The Candler School of Theology has received a $10 million grant
from the Lilly Endowment to build a model doctoral program in practical
theology and religious practices. The move is expected to help change
the course of graduate education in religion and improve the training
of a new generation of ministers and religious leaders at Candler.
“The program is designed to produce very quickly at Emory
40 new PhDs—a significant community of teacher-practitioners—who
intend to teach in the areas of religious practice or practical
theology in theological schools across the country,” said
interim Provost Woody Hunter.
The new PhDs will be in high demand because “the current supply
of well-trained scholars in the ministerial or practical fields—persons
equipped to teach and play leadership roles within theological schools—is
inadequate,” said Candler Dean Russell Richey, director of
the grant.
Richey’s assertion is based on both quantitative and qualitative
studies. Over the past year, Candler faculty and administrators
interviewed more than 100 denominational leaders, pastors, seminary
deans and presidents, as well as faculty in practice-related fields.
Their findings track closely with a recent study by the Auburn Center
for the Study of Theological Education, which found that more than
half of faculty currently teaching in the practical fields is scheduled
to retire by 2006. The study also found an inadequate supply of
qualified PhDs to fill those vacancies.
“Every indication is that the need for such scholars will
increase dramatically in the near future,” said Carl Holladay,
Charles Howard Candler Professor of New Testament and chair of the
grant proposal committee. “Significant changes in American
church life demand a new kind of pastoral leadership. It’s
essential that tomorrow’s pastors be taught by professors
who can equip them to serve in a perplexing and fast-moving world
of many cultures, many faiths, many competing values and many hungers.”
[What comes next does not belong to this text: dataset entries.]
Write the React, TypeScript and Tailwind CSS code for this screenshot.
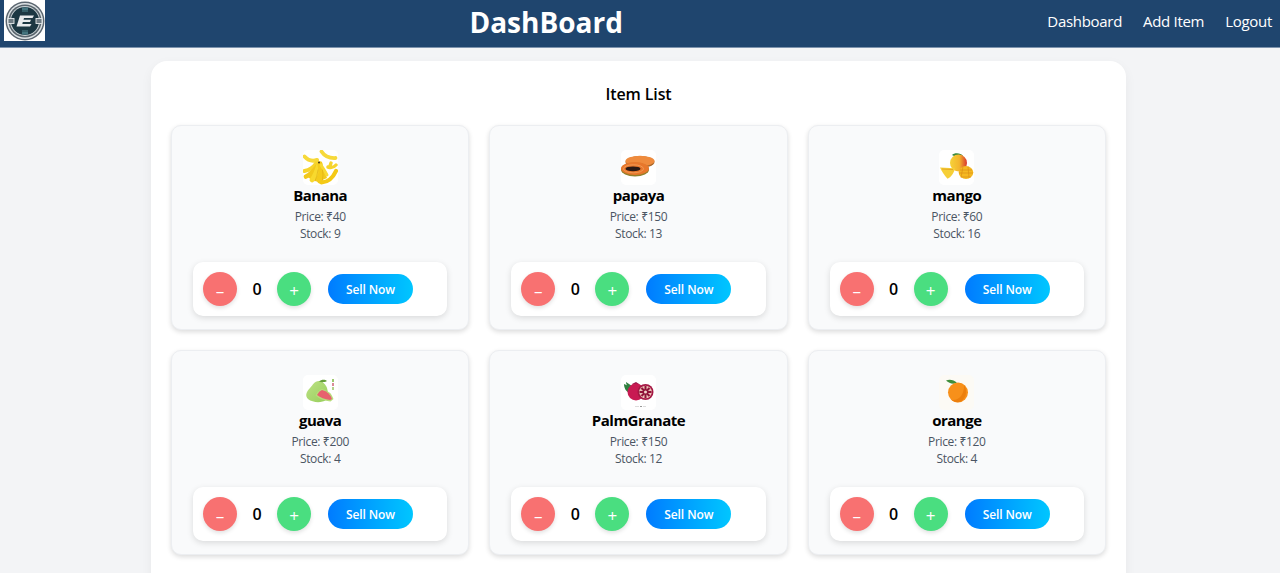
import React from "react";

const Logo = () => (
  <div className="w-[41px] h-[41px] bg-white flex items-center justify-center">
    <svg width="40" height="40" viewBox="0 0 40 40">
      <circle cx="20" cy="20" r="19.5" fill="#5b6670" />
      <circle cx="20" cy="20" r="18" fill="#dfe4e6" />
      <circle cx="20" cy="20" r="16.600" fill="#59656d" />
      <circle cx="20" cy="20" r="15" fill="#ccd3d6" />
      <circle cx="20" cy="20" r="14" fill="#1c3742" />
      <path d="M17 8h6M18 6v5M20 6v5M22 6v5M17 32h6M18 29v5M20 29v5M22 29v5" stroke="#5d9aa3" strokeWidth=".8" fill="none" />
      <rect x="3" y="17.500" width="6" height="5" fill="#6d7a82" stroke="#e6eaec" strokeWidth=".9" />
      <rect x="31" y="17.500" width="6" height="5" fill="#6d7a82" stroke="#e6eaec" strokeWidth=".9" />
      <path d="M15 14.500H29L27.500 17H19L18.500 18.800H26L25 21H17.800L17.300 23H26.500L25 25.500H11.500z" fill="#e8eaec" />
    </svg>
  </div>
);

const Thumb = ({ children }: { children: React.ReactNode }) => (
  <svg width="35" height="35" viewBox="0 0 35 35" className="rounded-[5px] bg-white">
    {children}
  </svg>
);

const Banana = () => (
  <Thumb>
    <path d="M16 13.500L3 25.500L8 29.500L15 32L24 28L20 18z" fill="#f3cb1c" />
    <g fill="none" strokeLinecap="round">
      <path d="M1.500 6.500Q7 12.500 14 10" stroke="#f7d93a" strokeWidth="4" />
      <path d="M18.500 1.500Q23 8.500 32.500 8" stroke="#f7d93a" strokeWidth="3.800" />
      <path d="M25 17Q30 18.500 33 15M28 13L27 16" stroke="#f6d42e" strokeWidth="3.400" />
      <path d="M1.500 21Q9 19.500 13 13.500" stroke="#f6d42c" strokeWidth="4" />
      <path d="M16 14Q9 24 3 26.500" stroke="#f2c81c" strokeWidth="4.600" />
      <path d="M16 14Q13 25 9 30" stroke="#f8d92e" strokeWidth="4.800" />
      <path d="M17 14Q19 24 17 31" stroke="#f4cb1c" strokeWidth="5.200" />
      <path d="M18 15Q22 21 24 25" stroke="#f8da34" strokeWidth="3" />
      <path d="M18.500 32.500Q28 32 33 21" stroke="#f4c916" strokeWidth="4.200" />
      <path d="M12 31Q14 27 15 20M19.500 30Q20.500 25 19.500 20" stroke="#d7a416" strokeWidth=".5" />
    </g>
    <circle cx="16" cy="12.500" r="1" fill="#43341a" />
  </Thumb>
);

const Papaya = () => (
  <Thumb>
    <ellipse cx="19" cy="12" rx="14.500" ry="6" fill="#a9682a" />
    <ellipse cx="19" cy="11" rx="14.500" ry="5.200" fill="#ef8b3d" />
    <ellipse cx="14" cy="19.500" rx="14" ry="7" fill="#93802c" />
    <ellipse cx="14" cy="18.500" rx="14" ry="6.400" fill="#e8772c" />
    <ellipse cx="12" cy="18.800" rx="7.500" ry="2.400" fill="#2b1a15" />
    <ellipse cx="12.500" cy="18.800" rx="10" ry="4" fill="none" stroke="#f3a25e" strokeWidth=".8" />
  </Thumb>
);

const Mango = () => (
  <Thumb>
    <defs>
      <linearGradient id="mg" x1="0" x2="1" y1="0" y2="0">
        <stop offset="0" stopColor="#f6d23a" />
        <stop offset=".55" stopColor="#f3b52d" />
        <stop offset="1" stopColor="#d9362d" />
      </linearGradient>
    </defs>
    <path d="M13 5c2-2.500 9-2.500 11 1-3 .8-8 .8-11-1z" fill="#3c8a3d" />
    <ellipse cx="19.500" cy="13" rx="8.500" ry="8.500" fill="url(#mg)" />
    <path d="M1 17.500l15 .8c-1 5-4 9-7.500 10.500C6 26 3 22 1 17.500z" fill="#f6cf38" />
    <path d="M3 19l11 .6" stroke="#e7a823" strokeWidth="1" />
    <ellipse cx="27" cy="22.500" rx="7.300" ry="6.500" fill="#f5b922" />
    <path d="M21 20h12M20 23h14M22 27h10M24 16.500l-2 11M29 16.500l1 11" stroke="#dd8f14" strokeWidth=".7" />
  </Thumb>
);

const Guava = () => (
  <Thumb>
    <defs>
      <linearGradient id="gv" x1="0" x2="1" y1="0" y2="1">
        <stop offset="0" stopColor="#bde184" />
        <stop offset="1" stopColor="#97cf5c" />
      </linearGradient>
    </defs>
    <path d="M16 6c-5 0-6 4-9 7-4 4-5 8-2 11 5 4 14 4 18 1 3-3 2-8 1-12-1-3-4-7-8-7z" fill="url(#gv)" />
    <path d="M16 6.500c2-2 6-2.500 8-.5-2 1.500-6 1.500-8 .5z" fill="#659e3a" />
    <path d="M19 14Q28 16 30.500 24L27.500 26.500Q18 25.500 12.500 20.500Q15 15 19 14z" fill="#b7dc7a" />
    <path d="M19 15Q26.500 17 29 24L27 25Q19 24 14 20Q16 16 19 15z" fill="#e7626e" />
    <rect x="29" y="4" width="2" height="3" fill="#9fca72" />
    <rect x="29" y="8" width="2" height="3" fill="#d98a98" />
    <rect x="29" y="12" width="2" height="3" fill="#b5d08d" />
  </Thumb>
);

const Pomegranate = () => (
  <Thumb>
    <path d="M3 9l7 3-1 6C5 17 3 13 3 9zM5 7l6 4-3 1C6 11 5 9 5 7z" fill="#2f8040" />
    <path d="M11 9l4-2 3 2-3 2z" fill="#96194a" />
    <circle cx="15" cy="17" r="8.500" fill="#c81a52" />
    <circle cx="24.500" cy="17" r="8" fill="#a61845" />
    <circle cx="24.500" cy="17" r="6.300" fill="#ecc4b8" />
    <path d="M24.500 11v12M18.500 17h12M20.500 13l8 8M28.500 13l-8 8" stroke="#8f1239" strokeWidth="2" />
    <circle cx="24.500" cy="17" r="1.500" fill="#f2d7cc" />
    <rect x="14" y="31" width="4" height="1" fill="#dcdcdc" />
    <rect x="19" y="31" width="2" height="1" fill="#999" />
    <rect x="22" y="31" width="3" height="1" fill="#dcdcdc" />
  </Thumb>
);

const Orange = () => (
  <svg width="35" height="35" viewBox="0 0 35 35" className="rounded-[5px] bg-[#fcfaf5]">
    <path d="M7 5.500c4-1.500 8-.5 11 2.500-4 1.500-8 .5-11-2.500z" fill="#3f8e3a" />
    <circle cx="19" cy="17.500" r="10" fill="#f7901a" />
    <path d="M25 10c3.500 5 3 12-3 16.500-4 1.500-7 .5-9.500-1.500 7 1 13-5 12.500-15z" fill="#ec7f0c" />
  </svg>
);

const items = [
  { name: "Banana", price: 40, stock: 9, icon: <Banana /> },
  { name: "papaya", price: 150, stock: 13, icon: <Papaya /> },
  { name: "mango", price: 60, stock: 16, icon: <Mango /> },
  { name: "guava", price: 200, stock: 4, icon: <Guava /> },
  { name: "PalmGranate", price: 150, stock: 12, icon: <Pomegranate /> },
  { name: "orange", price: 120, stock: 4, icon: <Orange /> },
];

const Card = ({ item }: { item: (typeof items)[number] }) => (
  <div className="h-[205px] rounded-[10px] border border-[#eceef1] bg-[#f9fafb] px-[21px] pt-[24px] flex flex-col items-center shadow-[0_2px_5px_rgba(0,0,0,0.14)]">
    {item.icon}
    <h3 className="text-[15px] leading-[21px] font-bold tracking-[-0.5px] text-black">{item.name}</h3>
    <p className="mt-[2px] text-[12px] leading-[17px] tracking-[-0.35px] text-[#4b5563]">Price: ₹{item.price}</p>
    <p className="text-[12px] leading-[17px] tracking-[-0.35px] text-[#4b5563]">Stock: {item.stock}</p>
    <div className="mt-[20px] w-full h-[54px] rounded-[10px] bg-white flex items-center px-[10px] shadow-[0_2px_6px_rgba(0,0,0,0.13)]">
      <button className="w-[34px] h-[34px] rounded-full bg-[#f87171] text-white text-[17px] flex items-center justify-center pt-[3px] shadow-[0_2px_4px_rgba(0,0,0,0.12)]">–</button>
      <span className="w-[40px] text-center text-[16px] font-semibold text-black">0</span>
      <button className="w-[34px] h-[34px] rounded-full bg-[#4ade80] text-white text-[17px] flex items-center justify-center pt-[3px] shadow-[0_2px_4px_rgba(0,0,0,0.12)]">+</button>
      <button className="ml-[17px] w-[85px] h-[30px] rounded-full bg-gradient-to-r from-[#007bff] to-[#00c6ff] text-white text-[12px] font-semibold tracking-[-0.1px] flex items-center justify-center pt-[1px]">Sell Now</button>
    </div>
  </div>
);

export default function App() {
  return (
    <div className="h-[573px] overflow-hidden bg-[#f3f4f6] font-['Open_Sans','Noto_Sans',sans-serif]">
      <header className="h-[48px] bg-[#1f456e] border-b border-[#7d93ad] flex items-start justify-between pl-[4px] pr-[8px]">
        <Logo />
        <h1 className="text-[28px] leading-[44px] font-bold text-white">DashBoard</h1>
        <nav className="flex gap-[21px] h-[42px] items-center text-[15px] tracking-[-0.3px] text-white">
          <a>Dashboard</a>
          <a>Add Item</a>
          <a>Logout</a>
        </nav>
      </header>
      <main className="mt-[13px] ml-[151px] w-[975px] rounded-[16px] bg-white px-[20px] pt-[20px] pb-[60px] shadow-[0_4px_12px_rgba(0,0,0,0.05)]">
        <h2 className="text-center text-[16px] leading-[27px] font-semibold tracking-[-0.1px] text-black mb-[17px]">Item List</h2>
        <div className="grid grid-cols-3 gap-x-[20px] gap-y-[20px]">
          {items.map((item) => (
            <Card key={item.name} item={item} />
          ))}
        </div>
      </main>
    </div>
  );
}
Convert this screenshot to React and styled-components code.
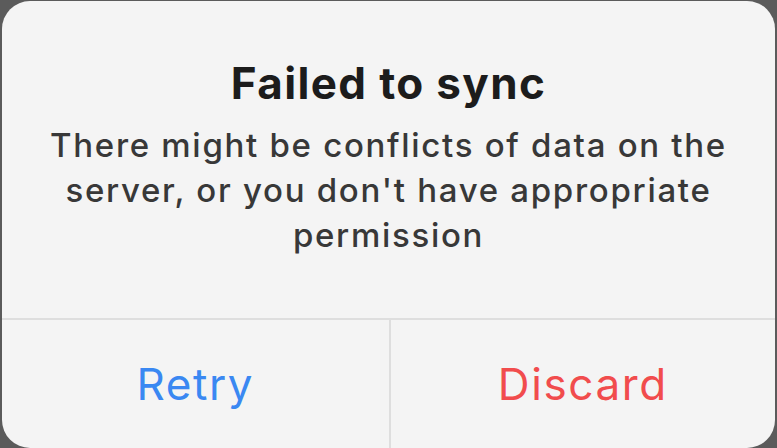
import styled, { createGlobalStyle } from "styled-components";

const GlobalStyle = createGlobalStyle`
  html, body {
    margin: 0;
    padding: 0;
    background: #5b5b5b;
  }
  body {
    font-family: Inter, "Liberation Sans", Arial, sans-serif;
    -webkit-font-smoothing: antialiased;
  }
`;

const Page = styled.div`
  padding: 1px 2px 0;
`;

// iOS style alert, filling the window
const Alert = styled.div`
  height: 447px;
  display: flex;
  flex-direction: column;
  background: #f4f4f4;
  border-radius: 28px;
  overflow: hidden;
`;

const Content = styled.div`
  flex: 1;
  padding: 56px 24px 0;
  text-align: center;
`;

const Title = styled.h2`
  margin: 0;
  font-size: 44px;
  line-height: 52px;
  font-weight: 700;
  letter-spacing: 1.35px;
  color: #1c1c1c;
`;

const Message = styled.p`
  margin: 14px 0 0;
  font-size: 33px;
  line-height: 45px;
  font-weight: 500;
  letter-spacing: 1.7px;
  color: #383838;
`;

const Actions = styled.div`
  height: 128px;
  display: grid;
  grid-template-columns: 1fr 1fr;
  border-top: 2px solid #dedede;
`;

const ActionButton = styled.button`
  border: 0;
  border-left: ${(p) => (p.$divider ? "2px solid #dedede" : "0")};
  background: transparent;
  font-family: inherit;
  font-size: 44px;
  font-weight: 400;
  letter-spacing: 1.6px;
  color: ${(p) => p.$color};
  cursor: pointer;
  padding: 0;
`;

export default function App() {
  return (
    <Page>
      <GlobalStyle />
      <Alert>
        <Content>
          <Title>Failed to sync</Title>
          <Message>
            There might be conflicts of data on the server, or you don't have
            appropriate permission
          </Message>
        </Content>
        <Actions>
          <ActionButton $color="#3a88f2">Retry</ActionButton>
          <ActionButton $color="#f14c4d" $divider>
            Discard
          </ActionButton>
        </Actions>
      </Alert>
    </Page>
  );
}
Each year for five years, the new doctoral program will admit eight
highly qualified candidates who intend to teach in the areas of
religious practice or practical theology, such as preaching, pastoral
care, worship, religious education, ministry, administration or
evangelism. The program will aim to recruit “students who
have demonstrated capacity as outstanding practitioners themselves
and as outstanding teachers of crucial religious practices,”
Holladay said.
According to Richey, Emory is one of very few universities prepared
to undertake this kind of initiative. He cites the Auburn study,
which found that only five schools in the nation, Emory among them,
“have a longstanding, broad-based commitment to provide doctoral
education in the practical fields.”
Emory faculty and administrators credit their success in the field
of religious practice and practical theology to the strong ties
among its top-rated doctoral program in the Graduate Division of
Religion (GDR), the Department of Religion and Candler. But the
partnership between Candler and the graduate program is only one
of several successful graduate and professional programs at Emory,
Hunter said. Attracting substantial outside funding for such efforts,
he said, “is further proof of their value to both academic
and professional communities.”
Faith communities also stand to benefit from the program made possible
by the Lilly grant, said Steve Tipton, director of the GDR and professor
of sociology of religion.
“More diverse, better-educated communities of faith in our
society have grown hungrier for practical wisdom in shaping their
worship and way of life,” Tipton said. “This is the
right moment, and Emory is the ideal place, to form scholars who
can not only practice what they preach, but better understand how
such practice both embodies tradition and transforms it.”
“The quality of theological education for ministry is utterly
dependent on the ability of key doctoral programs to train new generations
of seminary faculty who can truly prepare seminary students for
pastoral excellence,” said Craig Dykstra, vice president for
religion at Lilly. “Emory’s commitment to developing
a new doctoral program in practical theology and religious practices
is extremely important for all of theological education and for
Christian ministry in the United States.”